## Data to use
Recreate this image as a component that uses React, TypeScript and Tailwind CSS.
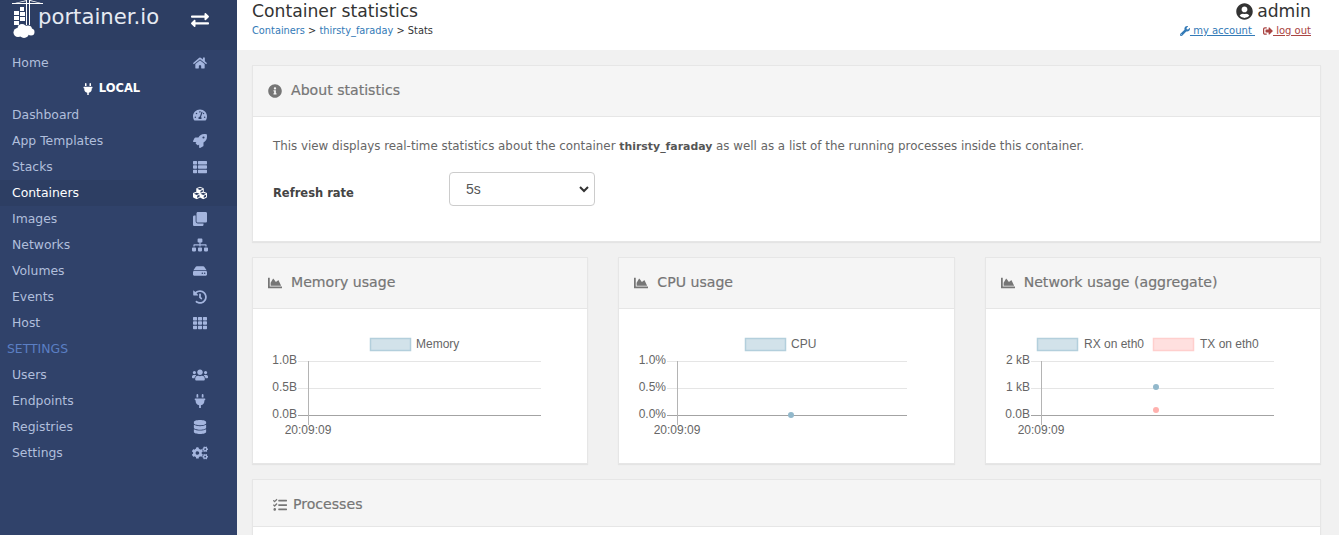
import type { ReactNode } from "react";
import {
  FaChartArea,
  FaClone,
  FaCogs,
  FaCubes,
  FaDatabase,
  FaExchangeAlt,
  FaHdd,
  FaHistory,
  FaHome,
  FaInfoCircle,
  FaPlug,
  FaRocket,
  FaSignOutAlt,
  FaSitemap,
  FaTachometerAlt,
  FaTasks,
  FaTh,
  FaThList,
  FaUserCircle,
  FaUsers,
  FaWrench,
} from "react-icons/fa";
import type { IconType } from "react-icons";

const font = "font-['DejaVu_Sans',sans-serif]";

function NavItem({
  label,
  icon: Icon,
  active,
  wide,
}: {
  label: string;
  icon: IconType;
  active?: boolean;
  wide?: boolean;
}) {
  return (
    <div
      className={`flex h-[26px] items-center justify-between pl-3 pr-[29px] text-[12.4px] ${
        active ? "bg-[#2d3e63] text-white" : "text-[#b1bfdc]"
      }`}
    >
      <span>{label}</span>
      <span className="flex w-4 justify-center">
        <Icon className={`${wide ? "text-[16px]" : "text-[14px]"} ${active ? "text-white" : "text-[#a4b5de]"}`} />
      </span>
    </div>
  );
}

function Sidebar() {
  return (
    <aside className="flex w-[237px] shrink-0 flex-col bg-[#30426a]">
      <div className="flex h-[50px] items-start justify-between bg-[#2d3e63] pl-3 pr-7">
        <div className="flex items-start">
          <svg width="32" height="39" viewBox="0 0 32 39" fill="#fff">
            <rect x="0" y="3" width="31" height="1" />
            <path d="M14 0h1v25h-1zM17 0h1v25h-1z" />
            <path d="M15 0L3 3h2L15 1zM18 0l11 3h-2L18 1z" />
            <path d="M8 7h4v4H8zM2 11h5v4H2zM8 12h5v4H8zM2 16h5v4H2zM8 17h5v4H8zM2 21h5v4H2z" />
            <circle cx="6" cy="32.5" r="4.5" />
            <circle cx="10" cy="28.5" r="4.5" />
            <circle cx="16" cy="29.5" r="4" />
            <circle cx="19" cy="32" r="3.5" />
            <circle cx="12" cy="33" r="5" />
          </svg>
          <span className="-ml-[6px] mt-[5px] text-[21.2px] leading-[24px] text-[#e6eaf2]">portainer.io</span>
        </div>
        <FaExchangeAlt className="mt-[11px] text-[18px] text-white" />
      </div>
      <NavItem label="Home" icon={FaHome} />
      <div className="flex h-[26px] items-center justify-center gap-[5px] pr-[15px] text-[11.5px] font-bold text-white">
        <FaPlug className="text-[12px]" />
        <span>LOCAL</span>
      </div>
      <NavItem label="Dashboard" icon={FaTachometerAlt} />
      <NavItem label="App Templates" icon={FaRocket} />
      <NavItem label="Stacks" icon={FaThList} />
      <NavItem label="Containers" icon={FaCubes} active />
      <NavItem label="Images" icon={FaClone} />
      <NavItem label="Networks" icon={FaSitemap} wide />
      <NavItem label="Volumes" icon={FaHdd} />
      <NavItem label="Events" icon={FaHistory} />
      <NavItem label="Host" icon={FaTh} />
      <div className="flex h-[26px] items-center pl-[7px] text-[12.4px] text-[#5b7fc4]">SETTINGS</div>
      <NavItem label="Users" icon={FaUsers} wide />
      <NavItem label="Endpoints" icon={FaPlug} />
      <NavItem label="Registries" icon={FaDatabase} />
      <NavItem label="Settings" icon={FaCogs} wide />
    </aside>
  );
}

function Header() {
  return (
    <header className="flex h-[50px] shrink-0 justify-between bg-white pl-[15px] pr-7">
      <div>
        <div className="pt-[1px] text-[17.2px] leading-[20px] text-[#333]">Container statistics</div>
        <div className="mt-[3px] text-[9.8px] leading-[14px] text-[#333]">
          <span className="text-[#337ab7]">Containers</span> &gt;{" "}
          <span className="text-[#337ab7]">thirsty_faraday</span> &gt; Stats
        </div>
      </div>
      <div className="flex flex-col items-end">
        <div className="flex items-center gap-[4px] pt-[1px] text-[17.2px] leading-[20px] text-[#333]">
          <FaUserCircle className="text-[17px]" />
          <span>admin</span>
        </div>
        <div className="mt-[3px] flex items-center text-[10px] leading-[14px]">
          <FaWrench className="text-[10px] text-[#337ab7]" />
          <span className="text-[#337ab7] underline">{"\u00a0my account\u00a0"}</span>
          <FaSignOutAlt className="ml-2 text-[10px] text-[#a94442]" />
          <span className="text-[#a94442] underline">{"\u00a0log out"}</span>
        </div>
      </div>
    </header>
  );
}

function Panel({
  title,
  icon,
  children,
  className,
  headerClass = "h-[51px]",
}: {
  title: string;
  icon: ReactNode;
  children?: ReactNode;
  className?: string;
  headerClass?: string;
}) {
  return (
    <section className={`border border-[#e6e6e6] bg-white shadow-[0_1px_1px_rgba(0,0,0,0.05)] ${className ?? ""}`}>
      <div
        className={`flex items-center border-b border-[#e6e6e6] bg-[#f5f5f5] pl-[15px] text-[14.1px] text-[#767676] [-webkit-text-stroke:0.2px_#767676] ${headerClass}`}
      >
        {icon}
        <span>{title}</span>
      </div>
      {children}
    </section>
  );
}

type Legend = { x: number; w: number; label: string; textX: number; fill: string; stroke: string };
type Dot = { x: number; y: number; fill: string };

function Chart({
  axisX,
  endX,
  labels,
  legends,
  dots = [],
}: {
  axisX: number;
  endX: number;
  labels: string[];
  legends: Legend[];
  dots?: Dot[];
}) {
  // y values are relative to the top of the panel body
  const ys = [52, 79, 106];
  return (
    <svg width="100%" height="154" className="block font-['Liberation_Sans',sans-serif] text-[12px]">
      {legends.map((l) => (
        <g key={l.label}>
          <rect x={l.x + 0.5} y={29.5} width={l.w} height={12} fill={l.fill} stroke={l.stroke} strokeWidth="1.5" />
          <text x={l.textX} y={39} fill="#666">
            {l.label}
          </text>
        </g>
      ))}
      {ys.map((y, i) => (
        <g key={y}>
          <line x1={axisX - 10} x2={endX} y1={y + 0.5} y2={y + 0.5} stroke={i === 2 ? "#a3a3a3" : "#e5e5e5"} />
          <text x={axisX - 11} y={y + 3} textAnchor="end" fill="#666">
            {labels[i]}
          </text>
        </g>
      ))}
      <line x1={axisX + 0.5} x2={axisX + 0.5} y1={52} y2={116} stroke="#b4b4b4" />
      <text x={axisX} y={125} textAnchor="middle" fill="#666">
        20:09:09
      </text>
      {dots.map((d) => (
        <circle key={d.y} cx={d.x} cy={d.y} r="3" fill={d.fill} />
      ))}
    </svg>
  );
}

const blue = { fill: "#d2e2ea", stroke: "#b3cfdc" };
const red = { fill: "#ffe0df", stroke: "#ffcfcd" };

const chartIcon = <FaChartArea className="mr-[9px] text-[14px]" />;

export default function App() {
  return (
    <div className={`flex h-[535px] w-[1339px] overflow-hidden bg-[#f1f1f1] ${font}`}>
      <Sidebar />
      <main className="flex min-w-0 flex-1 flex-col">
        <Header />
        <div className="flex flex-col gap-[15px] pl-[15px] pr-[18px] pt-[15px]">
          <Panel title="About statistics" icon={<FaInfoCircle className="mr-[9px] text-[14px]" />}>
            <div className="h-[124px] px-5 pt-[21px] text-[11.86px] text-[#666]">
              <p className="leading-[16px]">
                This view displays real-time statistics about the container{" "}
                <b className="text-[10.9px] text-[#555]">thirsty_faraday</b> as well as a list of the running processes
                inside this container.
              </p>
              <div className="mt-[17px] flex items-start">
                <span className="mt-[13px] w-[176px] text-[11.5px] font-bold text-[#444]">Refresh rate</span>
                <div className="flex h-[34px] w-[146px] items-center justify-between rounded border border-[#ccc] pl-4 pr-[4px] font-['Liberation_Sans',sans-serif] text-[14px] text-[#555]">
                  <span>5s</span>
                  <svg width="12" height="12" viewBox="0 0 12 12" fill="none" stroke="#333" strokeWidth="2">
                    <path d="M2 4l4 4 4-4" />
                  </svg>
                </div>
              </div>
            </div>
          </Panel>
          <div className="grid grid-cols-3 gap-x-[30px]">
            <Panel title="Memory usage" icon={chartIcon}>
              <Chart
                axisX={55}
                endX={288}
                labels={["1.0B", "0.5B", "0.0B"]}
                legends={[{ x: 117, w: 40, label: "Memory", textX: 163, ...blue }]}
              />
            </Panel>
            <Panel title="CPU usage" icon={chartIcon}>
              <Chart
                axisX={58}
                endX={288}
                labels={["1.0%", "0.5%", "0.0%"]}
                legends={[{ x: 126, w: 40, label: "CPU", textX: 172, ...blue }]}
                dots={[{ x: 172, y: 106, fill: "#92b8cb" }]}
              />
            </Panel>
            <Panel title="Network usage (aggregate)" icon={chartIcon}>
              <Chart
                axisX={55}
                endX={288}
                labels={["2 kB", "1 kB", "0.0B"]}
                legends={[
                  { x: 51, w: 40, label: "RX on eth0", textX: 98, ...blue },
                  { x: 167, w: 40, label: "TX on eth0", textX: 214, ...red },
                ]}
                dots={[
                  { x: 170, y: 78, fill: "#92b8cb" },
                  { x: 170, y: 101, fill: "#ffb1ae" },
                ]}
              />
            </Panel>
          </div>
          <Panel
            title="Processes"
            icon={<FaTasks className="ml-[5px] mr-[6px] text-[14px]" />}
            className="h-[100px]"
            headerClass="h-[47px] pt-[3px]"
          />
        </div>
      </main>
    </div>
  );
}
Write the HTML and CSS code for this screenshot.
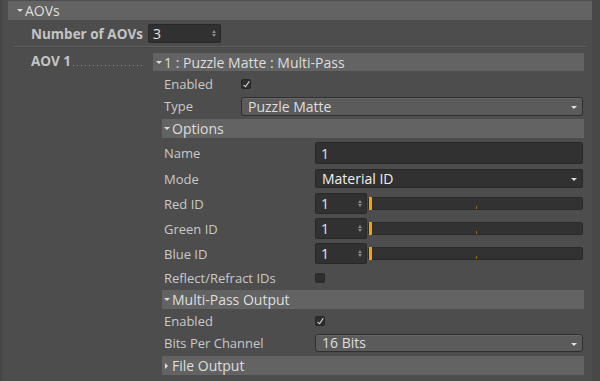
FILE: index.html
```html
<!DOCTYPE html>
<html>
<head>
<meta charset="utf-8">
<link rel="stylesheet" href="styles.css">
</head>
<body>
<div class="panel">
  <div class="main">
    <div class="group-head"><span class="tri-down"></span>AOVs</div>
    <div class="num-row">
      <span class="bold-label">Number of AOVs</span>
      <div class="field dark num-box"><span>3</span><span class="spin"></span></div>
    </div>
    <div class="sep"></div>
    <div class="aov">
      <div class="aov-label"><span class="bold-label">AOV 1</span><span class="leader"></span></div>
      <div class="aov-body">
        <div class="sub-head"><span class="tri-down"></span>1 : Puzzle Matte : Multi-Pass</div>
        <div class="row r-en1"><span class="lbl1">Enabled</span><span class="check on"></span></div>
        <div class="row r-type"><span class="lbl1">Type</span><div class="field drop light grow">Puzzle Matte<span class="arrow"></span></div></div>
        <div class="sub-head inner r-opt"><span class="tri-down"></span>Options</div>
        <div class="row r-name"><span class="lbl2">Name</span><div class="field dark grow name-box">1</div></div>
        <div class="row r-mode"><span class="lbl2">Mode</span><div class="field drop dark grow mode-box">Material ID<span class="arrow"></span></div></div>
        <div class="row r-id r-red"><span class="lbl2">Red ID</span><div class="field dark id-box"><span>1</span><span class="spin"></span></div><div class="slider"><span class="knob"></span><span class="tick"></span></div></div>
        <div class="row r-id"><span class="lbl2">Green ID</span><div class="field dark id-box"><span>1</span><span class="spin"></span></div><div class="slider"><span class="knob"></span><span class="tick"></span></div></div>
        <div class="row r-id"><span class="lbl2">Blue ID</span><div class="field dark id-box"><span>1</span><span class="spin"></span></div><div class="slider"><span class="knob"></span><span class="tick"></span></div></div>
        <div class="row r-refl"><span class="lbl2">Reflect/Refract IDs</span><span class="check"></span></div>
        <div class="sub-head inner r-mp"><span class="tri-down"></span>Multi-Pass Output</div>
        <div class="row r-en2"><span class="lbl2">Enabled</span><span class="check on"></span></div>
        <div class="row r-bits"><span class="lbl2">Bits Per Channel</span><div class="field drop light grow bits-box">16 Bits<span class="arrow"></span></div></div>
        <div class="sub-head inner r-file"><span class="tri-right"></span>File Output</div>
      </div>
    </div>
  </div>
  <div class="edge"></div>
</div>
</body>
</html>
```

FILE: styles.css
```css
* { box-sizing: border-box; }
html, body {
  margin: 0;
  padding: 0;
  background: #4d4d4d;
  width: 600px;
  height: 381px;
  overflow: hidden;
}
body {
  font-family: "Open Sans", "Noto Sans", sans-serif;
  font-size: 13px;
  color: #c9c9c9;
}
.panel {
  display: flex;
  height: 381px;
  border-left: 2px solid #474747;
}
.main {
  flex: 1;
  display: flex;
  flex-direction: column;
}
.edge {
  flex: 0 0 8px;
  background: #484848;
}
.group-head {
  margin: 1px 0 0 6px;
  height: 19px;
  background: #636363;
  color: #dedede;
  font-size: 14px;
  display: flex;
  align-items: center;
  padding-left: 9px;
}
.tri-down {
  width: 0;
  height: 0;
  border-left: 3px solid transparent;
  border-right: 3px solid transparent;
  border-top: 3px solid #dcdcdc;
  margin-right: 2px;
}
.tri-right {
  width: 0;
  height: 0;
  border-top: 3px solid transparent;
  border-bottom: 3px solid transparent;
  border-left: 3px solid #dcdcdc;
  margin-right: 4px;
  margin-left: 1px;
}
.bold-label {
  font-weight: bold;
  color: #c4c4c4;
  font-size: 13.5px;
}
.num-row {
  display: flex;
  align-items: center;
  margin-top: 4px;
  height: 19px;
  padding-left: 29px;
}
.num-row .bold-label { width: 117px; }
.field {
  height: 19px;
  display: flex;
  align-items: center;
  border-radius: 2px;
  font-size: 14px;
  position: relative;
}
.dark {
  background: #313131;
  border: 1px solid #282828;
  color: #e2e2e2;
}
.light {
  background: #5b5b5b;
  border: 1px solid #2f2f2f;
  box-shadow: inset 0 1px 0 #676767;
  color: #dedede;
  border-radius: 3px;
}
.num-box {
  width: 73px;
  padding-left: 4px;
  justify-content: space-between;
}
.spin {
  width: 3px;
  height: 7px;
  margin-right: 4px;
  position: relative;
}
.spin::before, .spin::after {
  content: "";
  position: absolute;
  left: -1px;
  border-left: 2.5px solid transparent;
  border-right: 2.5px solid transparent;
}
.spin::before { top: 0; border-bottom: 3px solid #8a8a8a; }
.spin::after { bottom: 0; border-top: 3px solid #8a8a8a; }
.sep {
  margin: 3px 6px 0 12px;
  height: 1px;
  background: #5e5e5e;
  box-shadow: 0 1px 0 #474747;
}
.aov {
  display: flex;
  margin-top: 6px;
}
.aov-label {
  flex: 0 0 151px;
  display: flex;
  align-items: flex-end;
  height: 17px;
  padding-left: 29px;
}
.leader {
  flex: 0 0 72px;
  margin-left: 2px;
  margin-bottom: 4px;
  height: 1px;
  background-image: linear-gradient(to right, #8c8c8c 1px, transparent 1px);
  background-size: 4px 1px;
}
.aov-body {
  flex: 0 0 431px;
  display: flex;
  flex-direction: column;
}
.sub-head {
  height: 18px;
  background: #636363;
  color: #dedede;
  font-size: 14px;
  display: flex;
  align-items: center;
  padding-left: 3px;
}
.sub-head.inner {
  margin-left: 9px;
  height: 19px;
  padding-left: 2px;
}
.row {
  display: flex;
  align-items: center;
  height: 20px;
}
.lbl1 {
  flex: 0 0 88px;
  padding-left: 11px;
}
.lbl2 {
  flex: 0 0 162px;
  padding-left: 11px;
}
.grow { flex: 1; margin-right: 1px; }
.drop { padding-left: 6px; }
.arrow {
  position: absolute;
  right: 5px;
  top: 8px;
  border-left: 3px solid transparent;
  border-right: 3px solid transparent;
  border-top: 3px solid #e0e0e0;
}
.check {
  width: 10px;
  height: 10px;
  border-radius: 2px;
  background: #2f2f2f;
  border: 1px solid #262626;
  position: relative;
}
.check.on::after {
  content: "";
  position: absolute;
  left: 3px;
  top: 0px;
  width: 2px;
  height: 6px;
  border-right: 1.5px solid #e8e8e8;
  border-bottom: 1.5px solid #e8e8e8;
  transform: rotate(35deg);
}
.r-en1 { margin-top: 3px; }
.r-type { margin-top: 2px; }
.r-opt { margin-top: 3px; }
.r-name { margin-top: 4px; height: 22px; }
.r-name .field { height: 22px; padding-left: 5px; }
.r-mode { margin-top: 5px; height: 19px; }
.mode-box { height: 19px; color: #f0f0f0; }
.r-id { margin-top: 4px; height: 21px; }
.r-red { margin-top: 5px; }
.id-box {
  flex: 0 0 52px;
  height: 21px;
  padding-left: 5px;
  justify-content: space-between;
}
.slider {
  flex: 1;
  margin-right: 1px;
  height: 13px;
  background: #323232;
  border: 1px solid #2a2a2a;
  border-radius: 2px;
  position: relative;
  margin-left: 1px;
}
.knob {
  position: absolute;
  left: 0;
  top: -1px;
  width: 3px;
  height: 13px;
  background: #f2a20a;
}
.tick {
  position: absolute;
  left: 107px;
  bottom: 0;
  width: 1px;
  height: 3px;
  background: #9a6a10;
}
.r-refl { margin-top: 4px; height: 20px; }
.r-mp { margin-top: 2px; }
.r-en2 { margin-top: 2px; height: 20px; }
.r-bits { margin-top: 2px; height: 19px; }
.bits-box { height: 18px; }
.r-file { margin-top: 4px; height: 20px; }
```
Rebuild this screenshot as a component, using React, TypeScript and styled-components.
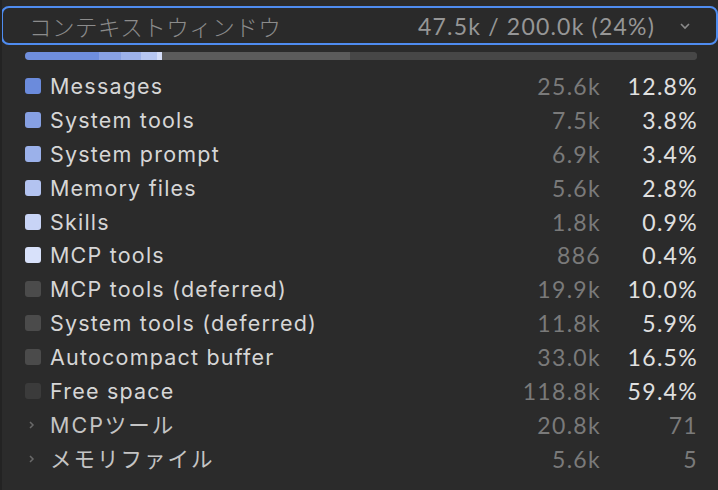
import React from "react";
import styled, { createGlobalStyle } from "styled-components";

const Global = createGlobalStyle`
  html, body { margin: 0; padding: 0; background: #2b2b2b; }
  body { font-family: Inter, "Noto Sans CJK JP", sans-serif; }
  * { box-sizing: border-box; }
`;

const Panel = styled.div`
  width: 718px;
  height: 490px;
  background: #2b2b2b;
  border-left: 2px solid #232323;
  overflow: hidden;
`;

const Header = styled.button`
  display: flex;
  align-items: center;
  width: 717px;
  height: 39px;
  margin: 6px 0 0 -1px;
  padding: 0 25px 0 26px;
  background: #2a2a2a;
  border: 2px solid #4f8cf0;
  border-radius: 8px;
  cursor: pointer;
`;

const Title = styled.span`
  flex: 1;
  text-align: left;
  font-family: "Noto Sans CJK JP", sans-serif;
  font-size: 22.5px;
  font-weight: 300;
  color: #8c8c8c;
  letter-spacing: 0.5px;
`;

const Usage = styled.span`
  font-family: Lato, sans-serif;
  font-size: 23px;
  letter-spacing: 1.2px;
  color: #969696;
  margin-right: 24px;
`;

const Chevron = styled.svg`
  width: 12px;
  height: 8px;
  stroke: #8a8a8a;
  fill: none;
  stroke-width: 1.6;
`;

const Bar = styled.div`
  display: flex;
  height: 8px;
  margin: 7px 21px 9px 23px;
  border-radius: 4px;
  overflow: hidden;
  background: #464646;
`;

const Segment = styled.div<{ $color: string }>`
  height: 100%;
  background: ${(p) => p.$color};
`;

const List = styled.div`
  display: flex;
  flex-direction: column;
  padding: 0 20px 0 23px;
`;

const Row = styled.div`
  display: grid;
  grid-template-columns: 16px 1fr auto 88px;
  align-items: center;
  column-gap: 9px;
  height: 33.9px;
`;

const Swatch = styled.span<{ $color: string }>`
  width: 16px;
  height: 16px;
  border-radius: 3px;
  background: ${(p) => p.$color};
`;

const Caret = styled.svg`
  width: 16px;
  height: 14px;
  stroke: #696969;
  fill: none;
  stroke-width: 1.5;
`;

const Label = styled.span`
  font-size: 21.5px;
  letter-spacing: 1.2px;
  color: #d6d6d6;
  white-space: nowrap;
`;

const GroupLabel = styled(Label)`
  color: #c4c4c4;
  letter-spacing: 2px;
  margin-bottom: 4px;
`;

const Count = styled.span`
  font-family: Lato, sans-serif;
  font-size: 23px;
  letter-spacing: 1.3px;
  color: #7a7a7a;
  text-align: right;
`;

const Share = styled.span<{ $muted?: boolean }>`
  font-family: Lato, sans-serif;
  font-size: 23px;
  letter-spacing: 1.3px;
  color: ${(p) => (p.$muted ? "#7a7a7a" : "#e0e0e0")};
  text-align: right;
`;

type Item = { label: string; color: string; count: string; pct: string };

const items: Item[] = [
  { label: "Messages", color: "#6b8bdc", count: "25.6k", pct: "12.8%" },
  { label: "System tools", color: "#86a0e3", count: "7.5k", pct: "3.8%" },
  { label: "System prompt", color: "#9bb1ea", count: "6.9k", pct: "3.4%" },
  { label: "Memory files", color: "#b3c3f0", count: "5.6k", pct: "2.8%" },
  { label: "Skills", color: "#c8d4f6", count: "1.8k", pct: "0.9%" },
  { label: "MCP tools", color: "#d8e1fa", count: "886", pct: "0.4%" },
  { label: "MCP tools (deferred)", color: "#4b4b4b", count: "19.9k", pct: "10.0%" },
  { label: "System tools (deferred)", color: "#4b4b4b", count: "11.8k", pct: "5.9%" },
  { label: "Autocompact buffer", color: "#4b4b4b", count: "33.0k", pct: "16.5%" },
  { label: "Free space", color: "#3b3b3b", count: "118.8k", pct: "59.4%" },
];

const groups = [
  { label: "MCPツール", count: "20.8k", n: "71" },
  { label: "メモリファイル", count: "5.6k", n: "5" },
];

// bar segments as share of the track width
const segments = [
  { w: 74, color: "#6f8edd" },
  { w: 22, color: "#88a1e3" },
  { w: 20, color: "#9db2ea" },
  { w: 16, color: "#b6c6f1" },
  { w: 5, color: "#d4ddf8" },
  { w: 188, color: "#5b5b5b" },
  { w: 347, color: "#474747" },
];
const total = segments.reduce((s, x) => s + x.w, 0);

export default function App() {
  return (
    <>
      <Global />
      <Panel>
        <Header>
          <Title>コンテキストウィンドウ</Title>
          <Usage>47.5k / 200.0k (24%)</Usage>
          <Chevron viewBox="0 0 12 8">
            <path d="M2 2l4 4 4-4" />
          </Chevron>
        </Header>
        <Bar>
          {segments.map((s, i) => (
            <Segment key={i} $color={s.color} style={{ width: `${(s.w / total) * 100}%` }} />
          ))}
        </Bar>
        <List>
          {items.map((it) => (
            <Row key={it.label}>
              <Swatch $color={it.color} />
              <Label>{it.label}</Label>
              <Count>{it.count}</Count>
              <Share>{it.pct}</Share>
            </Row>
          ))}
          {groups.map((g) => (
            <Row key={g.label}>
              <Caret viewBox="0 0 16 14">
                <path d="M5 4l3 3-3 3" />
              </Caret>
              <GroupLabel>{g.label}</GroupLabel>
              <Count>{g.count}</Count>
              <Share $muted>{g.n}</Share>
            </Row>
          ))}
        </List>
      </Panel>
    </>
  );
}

## Direction
Say how many lines in the records above hold "components", and give no other text.

## Exercise response
2